The accumulated earnings tax is most relevant for closely held C corporations where shareholders have the power to suppress dividends. Publicly traded companies with regular dividend programs and documented capital allocation plans rarely face this issue. Still, any C corporation retaining significantly more than $250,000 without clear plans should be aware that the IRS can — and occasionally does — assert this tax.

Evaluating Earned Capital as an Investor

The raw dollar amount of retained earnings doesn’t tell you much in isolation. A company with $500 million in earned capital sounds impressive until you learn it took 40 years and $3 billion in contributed capital to get there. Two ratios help put earned capital in context.

The retention ratio (also called the plowback ratio) measures what percentage of each year’s profit the company keeps. The formula is simple: net income minus dividends, divided by net income. A retention ratio of 0.80 means the company reinvests 80 cents of every dollar earned. High retention ratios are typical for growth companies; low ratios signal that management sees fewer reinvestment opportunities and prefers to return cash to shareholders.

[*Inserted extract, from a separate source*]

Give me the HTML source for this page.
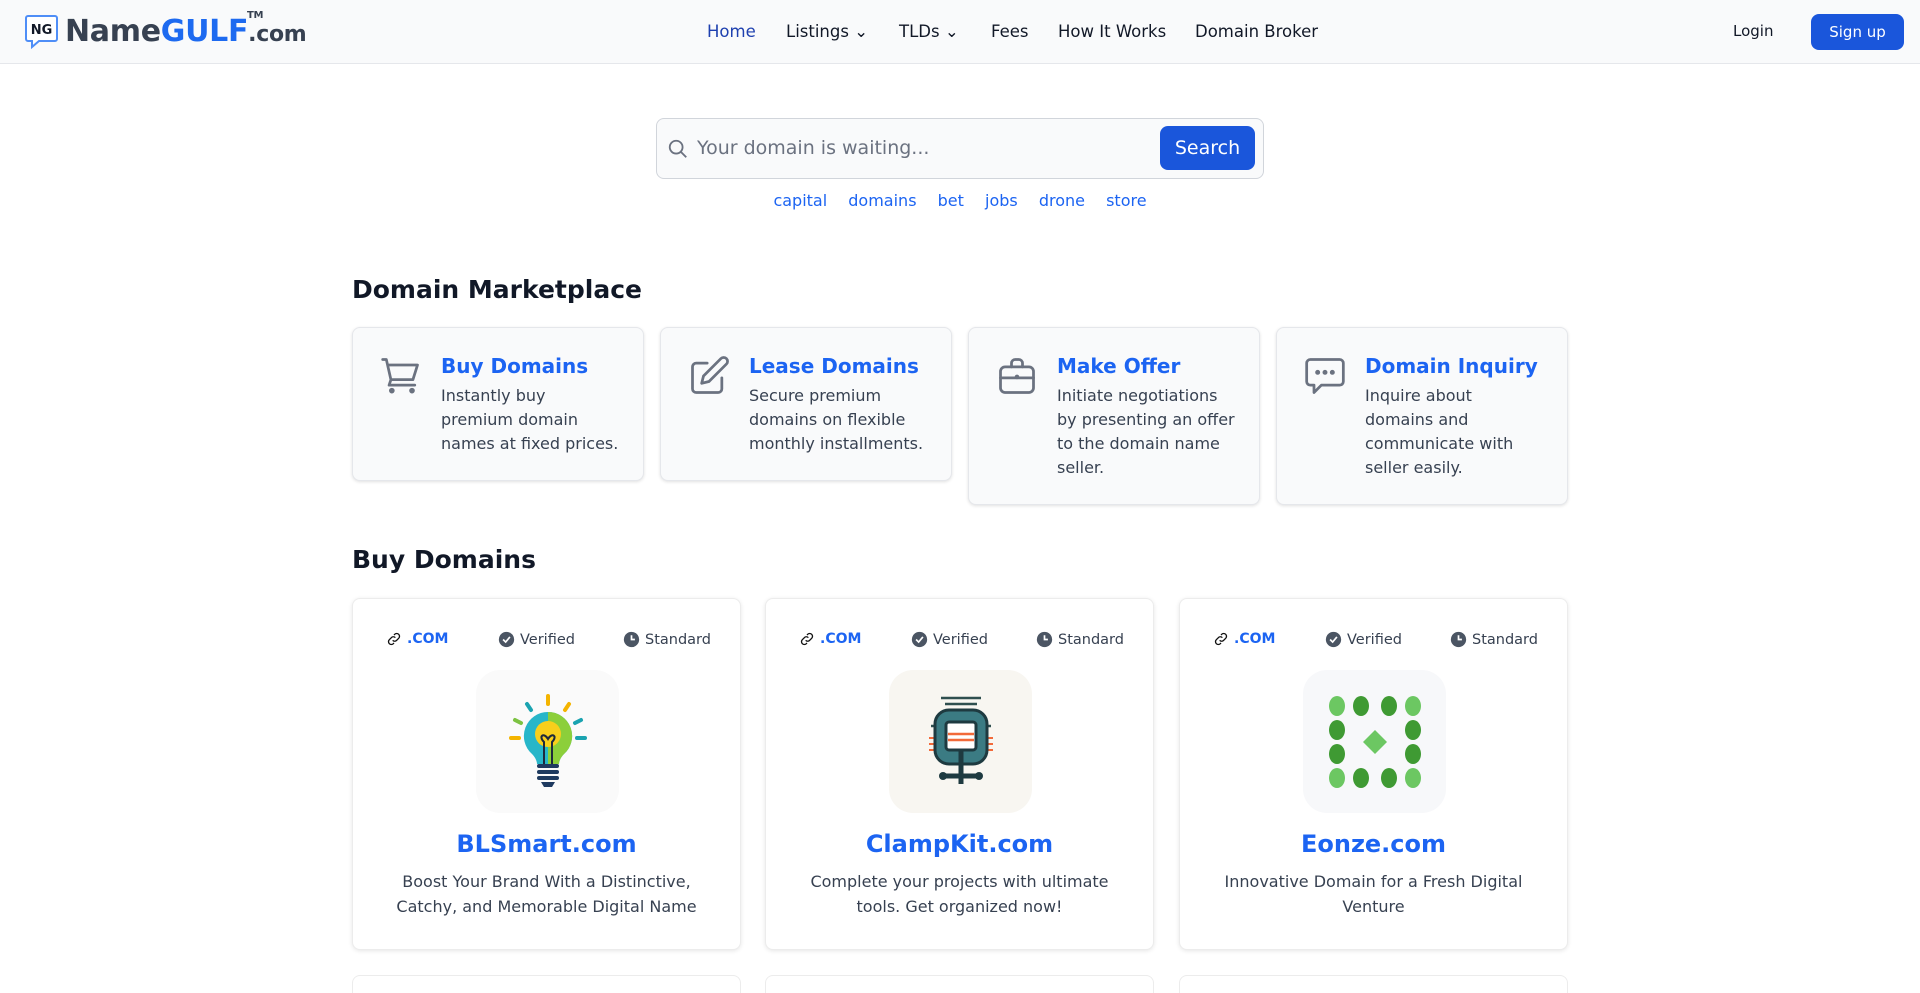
<!DOCTYPE html>
<html style="width:1920px;height:993px;overflow:hidden"><head><meta charset="utf-8"><style>
*{box-sizing:border-box;margin:0;padding:0}
body{width:1920px;height:993px;overflow:hidden;position:relative;background:#fff;font-family:"DejaVu Sans","Liberation Sans",sans-serif;color:#111827}
.nav{position:absolute;left:0;top:0;width:1920px;height:64px;background:#f9fafb;border-bottom:1px solid #e5e7eb}
.logo{position:absolute;left:24px;top:13px;display:flex;align-items:center}
.logo .t{font-weight:bold;font-size:30px;color:#374151;letter-spacing:-0.3px;position:relative}
.logo .t b{color:#1d6af0}
.logo .t small{font-size:22px}
.logo .tm{position:absolute;left:182px;top:-4px;font-size:10px;font-weight:bold;color:#374151}
.links{position:absolute;top:22px;font-size:16.5px;color:#111827}
.links span{position:absolute;white-space:nowrap}
.btn{background:#1a56db;color:#fff;border-radius:8px}
.search{position:absolute;left:656px;top:118px;width:608px;height:61px;border:1px solid #d1d5db;border-radius:8px;background:#f9fafb}
.search .ph{position:absolute;left:40px;top:18px;font-size:19px;color:#6b7280}
.search .sb{position:absolute;left:503px;top:7px;width:95px;height:44px;font-size:19px;line-height:44px;text-align:center}
.tags{position:absolute;top:191px;left:0;width:1920px;text-align:center;font-size:16px;color:#1c64f2}
.tags span{margin:0 8px}
h2{position:absolute;left:352px;font-size:25px;font-weight:bold;color:#111827}
.mc{position:absolute;top:327px;width:292px;background:#f9fafb;border:1px solid #e5e7eb;border-radius:8px;box-shadow:0 1px 3px rgba(0,0,0,.12)}
.mc svg{position:absolute;left:26px;top:26px}
.mc .h{position:absolute;left:88px;top:26px;font-size:20px;font-weight:bold;color:#1c64f2;white-space:nowrap}
.mc .d{position:absolute;left:88px;top:56px;font-size:16px;line-height:24px;color:#374151;white-space:nowrap}
.dc{position:absolute;top:598px;width:389px;height:352px;background:#fff;border:1px solid #ececec;border-radius:8px;box-shadow:0 1px 4px rgba(0,0,0,.1)}
.dc .bad{position:absolute;top:32px;left:0;width:100%;font-size:14.5px;color:#374151}
.dc .bad span{position:absolute;display:flex;align-items:center;gap:5px;white-space:nowrap}
.dc .img{position:absolute;left:123px;top:71px;width:143px;height:143px;border-radius:24px;background:#fafafa;display:flex;align-items:center;justify-content:center}
.dc .n{position:absolute;top:231px;width:100%;text-align:center;font-size:24px;font-weight:bold;color:#1c64f2}
.dc .ds{position:absolute;top:270px;left:30px;right:30px;text-align:center;font-size:16px;line-height:25px;color:#374151}
.dc2{position:absolute;top:975px;width:389px;height:18px;border:1px solid #ececec;border-bottom:none;border-radius:8px 8px 0 0}
</style></head><body>
<div class="nav">
 <div class="logo">
  <svg width="36" height="36" viewBox="0 0 36 36"><path d="M4 3h27a2 2 0 0 1 2 2v21a2 2 0 0 1-2 2H15l-7 6v-6H4a2 2 0 0 1-2-2V5a2 2 0 0 1 2-2z" fill="#fff" stroke="#4f8ef7" stroke-width="2"/><text x="17.5" y="21" text-anchor="middle" font-size="13" font-weight="bold" fill="#111827" font-family="DejaVu Sans">NG</text></svg>
  <div class="t" style="margin-left:5px">Name<b>GULF</b><small>.com</small><span class="tm">TM</span></div>
 </div>
 <div class="links">
  <span style="left:707px;color:#1e40af">Home</span>
  <span style="left:786px">Listings ⌄</span>
  <span style="left:899px">TLDs ⌄</span>
  <span style="left:991px">Fees</span>
  <span style="left:1058px">How It Works</span>
  <span style="left:1195px">Domain Broker</span>
 </div>
 <div style="position:absolute;left:1733px;top:22px;font-size:15px">Login</div>
 <div class="btn" style="position:absolute;left:1811px;top:14px;width:93px;height:36px;line-height:36px;text-align:center;font-size:15px">Sign up</div>
</div>
<div class="search">
 <svg style="position:absolute;left:10px;top:19px" width="22" height="22" viewBox="0 0 24 24" fill="none" stroke="#6b7280" stroke-width="2"><circle cx="10" cy="10" r="7"/><path d="M15 15l6 6"/></svg>
 <div class="ph">Your domain is waiting...</div>
 <div class="btn sb">Search</div>
</div>
<div class="tags"><span>capital</span> <span>domains</span> <span>bet</span> <span>jobs</span> <span>drone</span> <span>store</span></div>
<h2 style="top:275px">Domain Marketplace</h2>
<div class="mc" style="left:352px;height:154px">
 <svg width="44" height="44" viewBox="0 0 24 24" fill="none" stroke="#6b7280" stroke-width="1.5" stroke-linecap="round" stroke-linejoin="round"><path d="M2 3h2l2.5 11h12L21 6H5.5"/><path d="M6.5 14L5.5 17h14"/><circle cx="7" cy="20" r=".8" fill="#6b7280"/><circle cx="18" cy="20" r=".8" fill="#6b7280"/></svg>
 <div class="h">Buy Domains</div><div class="d">Instantly buy<br>premium domain<br>names at fixed prices.</div></div>
<div class="mc" style="left:660px;height:154px">
 <svg width="44" height="44" viewBox="0 0 24 24" fill="none" stroke="#6b7280" stroke-width="1.5" stroke-linecap="round" stroke-linejoin="round"><path d="M11 5H5a2 2 0 0 0-2 2v12a2 2 0 0 0 2 2h12a2 2 0 0 0 2-2v-6"/><path d="M18.5 2.5a2 2 0 0 1 3 3L12 15l-4 1 1-4z"/></svg>
 <div class="h">Lease Domains</div><div class="d">Secure premium<br>domains on flexible<br>monthly installments.</div></div>
<div class="mc" style="left:968px;height:178px">
 <svg width="44" height="44" viewBox="0 0 24 24" fill="none" stroke="#6b7280" stroke-width="1.5" stroke-linecap="round" stroke-linejoin="round"><rect x="3" y="7" width="18" height="14" rx="2.5"/><path d="M9 7V5a2 2 0 0 1 2-2h2a2 2 0 0 1 2 2v2"/><path d="M3 13h18"/><circle cx="12" cy="12.5" r=".5" fill="#6b7280"/></svg>
 <div class="h">Make Offer</div><div class="d">Initiate negotiations<br>by presenting an offer<br>to the domain name<br>seller.</div></div>
<div class="mc" style="left:1276px;height:178px">
 <svg width="44" height="44" viewBox="0 0 24 24" fill="none" stroke="#6b7280" stroke-width="1.5" stroke-linecap="round" stroke-linejoin="round"><path d="M4 3h16a2 2 0 0 1 2 2v10a2 2 0 0 1-2 2h-10l-4 4v-4H4a2 2 0 0 1-2-2V5a2 2 0 0 1 2-2z"/><circle cx="8" cy="10" r=".6" fill="#6b7280"/><circle cx="12" cy="10" r=".6" fill="#6b7280"/><circle cx="16" cy="10" r=".6" fill="#6b7280"/></svg>
 <div class="h">Domain Inquiry</div><div class="d">Inquire about<br>domains and<br>communicate with<br>seller easily.</div></div>
<h2 style="top:545px">Buy Domains</h2>

<div class="dc" style="left:352px">
 <div class="bad"><span style="left:33px"><svg width="16" height="16" viewBox="0 0 24 24" fill="none" stroke="#111" stroke-width="2"><path d="M10 14a4 4 0 0 0 6 0l3-3a4 4 0 0 0-6-6l-1 1"/><path d="M14 10a4 4 0 0 0-6 0l-3 3a4 4 0 0 0 6 6l1-1"/></svg><b style="color:#1c64f2;font-size:14px">.COM</b></span><span style="left:145px"><svg width="17" height="17" viewBox="0 0 20 20"><circle cx="10" cy="10" r="9" fill="#4b5563"/><path d="M6 10l3 3 5-6" stroke="#fff" stroke-width="2" fill="none"/></svg>Verified</span><span style="left:270px"><svg width="17" height="17" viewBox="0 0 20 20"><circle cx="10" cy="10" r="9" fill="#4b5563"/><path d="M10 5v5h4" stroke="#fff" stroke-width="2" fill="none"/></svg>Standard</span></div>
 <div class="img"><svg width="90" height="100" viewBox="0 0 90 100"><g stroke-width="4" stroke-linecap="round"><path d="M45 4v8" stroke="#f4b400"/><path d="M24 12l4 6" stroke="#1aa3b0"/><path d="M66 12l-4 6" stroke="#f4b400"/><path d="M12 28l6 3" stroke="#7cc242"/><path d="M78 28l-6 3" stroke="#1aa3b0"/><path d="M8 46h8" stroke="#f4b400"/><path d="M74 46h8" stroke="#1aa3b0"/></g><path d="M45 20a24 24 0 0 0-16 42c3 3 5 7 5 10h22c0-3 2-7 5-10a24 24 0 0 0-16-42z" fill="#27b6c9"/><path d="M45 20a24 24 0 0 1 16 42c-3 3-5 7-5 10H45z" fill="#8ccf3a"/><circle cx="45" cy="42" r="13" fill="#f8cf1c"/><path d="M41 72V50c-6-6 0-10 4-3 4-7 10-3 4 3v22" stroke="#1e293b" stroke-width="2" fill="none"/><g fill="#1e3a5f"><rect x="34" y="72" width="22" height="4" rx="2"/><rect x="34" y="78" width="22" height="4" rx="2"/><rect x="34" y="84" width="22" height="4" rx="2"/><path d="M38 90h14l-3 5h-8z"/></g></svg></div>
 <div class="n">BLSmart.com</div>
 <div class="ds">Boost Your Brand With a Distinctive, Catchy, and Memorable Digital Name</div>
</div>

<div class="dc" style="left:765px">
 <div class="bad"><span style="left:33px"><svg width="16" height="16" viewBox="0 0 24 24" fill="none" stroke="#111" stroke-width="2"><path d="M10 14a4 4 0 0 0 6 0l3-3a4 4 0 0 0-6-6l-1 1"/><path d="M14 10a4 4 0 0 0-6 0l-3 3a4 4 0 0 0 6 6l1-1"/></svg><b style="color:#1c64f2;font-size:14px">.COM</b></span><span style="left:145px"><svg width="17" height="17" viewBox="0 0 20 20"><circle cx="10" cy="10" r="9" fill="#4b5563"/><path d="M6 10l3 3 5-6" stroke="#fff" stroke-width="2" fill="none"/></svg>Verified</span><span style="left:270px"><svg width="17" height="17" viewBox="0 0 20 20"><circle cx="10" cy="10" r="9" fill="#4b5563"/><path d="M10 5v5h4" stroke="#fff" stroke-width="2" fill="none"/></svg>Standard</span></div>
 <div class="img" style="background:#f8f6f1"><svg width="80" height="96" viewBox="0 0 80 96"><g stroke="#2f4f4f" stroke-width="2.5"><path d="M20 4h40M24 10h32M10 32h10M60 32h10"/></g><g stroke="#f26a3a" stroke-width="2"><path d="M8 44h64M8 50h64M8 56h64"/></g><rect x="14" y="16" width="52" height="54" rx="14" fill="#3b7b83" stroke="#1e3a40" stroke-width="3"/><rect x="25" y="28" width="30" height="28" rx="3" fill="#fff" stroke="#1e3a40" stroke-width="3"/><g stroke="#f26a3a" stroke-width="2.5"><path d="M27 40h26M27 46h26"/></g><path d="M40 56v34M24 82h32" stroke="#1e3a40" stroke-width="5"/><circle cx="22" cy="82" r="4" fill="#1e3a40"/><circle cx="58" cy="82" r="4" fill="#1e3a40"/></svg></div>
 <div class="n">ClampKit.com</div>
 <div class="ds">Complete your projects with ultimate tools. Get organized now!</div>
</div>

<div class="dc" style="left:1179px">
 <div class="bad"><span style="left:33px"><svg width="16" height="16" viewBox="0 0 24 24" fill="none" stroke="#111" stroke-width="2"><path d="M10 14a4 4 0 0 0 6 0l3-3a4 4 0 0 0-6-6l-1 1"/><path d="M14 10a4 4 0 0 0-6 0l-3 3a4 4 0 0 0 6 6l1-1"/></svg><b style="color:#1c64f2;font-size:14px">.COM</b></span><span style="left:145px"><svg width="17" height="17" viewBox="0 0 20 20"><circle cx="10" cy="10" r="9" fill="#4b5563"/><path d="M6 10l3 3 5-6" stroke="#fff" stroke-width="2" fill="none"/></svg>Verified</span><span style="left:270px"><svg width="17" height="17" viewBox="0 0 20 20"><circle cx="10" cy="10" r="9" fill="#4b5563"/><path d="M10 5v5h4" stroke="#fff" stroke-width="2" fill="none"/></svg>Standard</span></div>
 <div class="img" style="background:#f7f8fa"><svg width="92" height="92" viewBox="0 0 92 92"><g fill="#6cc762"><ellipse cx="8" cy="10" rx="8" ry="10"/><ellipse cx="84" cy="10" rx="8" ry="10"/><ellipse cx="8" cy="82" rx="8" ry="10"/><ellipse cx="84" cy="82" rx="8" ry="10"/><path d="M46 34l12 12-12 12-12-12z"/></g><g fill="#3f9a33"><ellipse cx="32" cy="10" rx="8" ry="10"/><ellipse cx="60" cy="10" rx="8" ry="10"/><ellipse cx="32" cy="82" rx="8" ry="10"/><ellipse cx="60" cy="82" rx="8" ry="10"/><ellipse cx="8" cy="34" rx="8" ry="10"/><ellipse cx="8" cy="58" rx="8" ry="10"/><ellipse cx="84" cy="34" rx="8" ry="10"/><ellipse cx="84" cy="58" rx="8" ry="10"/></g></svg></div>
 <div class="n">Eonze.com</div>
 <div class="ds">Innovative Domain for a Fresh Digital Venture</div>
</div>
<div class="dc2" style="left:352px"></div><div class="dc2" style="left:765px"></div><div class="dc2" style="left:1179px"></div>
</body></html>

The more telling measure is whether those retained dollars actually created value. One approach is to compare the change in a company’s market capitalization over a multi-year period to the total retained earnings accumulated during that same window. If a company retained $100 million over five years and its market cap grew by $150 million, each retained dollar generated $1.50 in market value — a sign that management deployed earned capital effectively. If the market cap grew by only $60 million, shareholders might have been better off receiving those earnings as dividends and investing elsewhere. This kind of analysis separates companies that retain earnings productively from those that just let cash pile up without a clear purpose.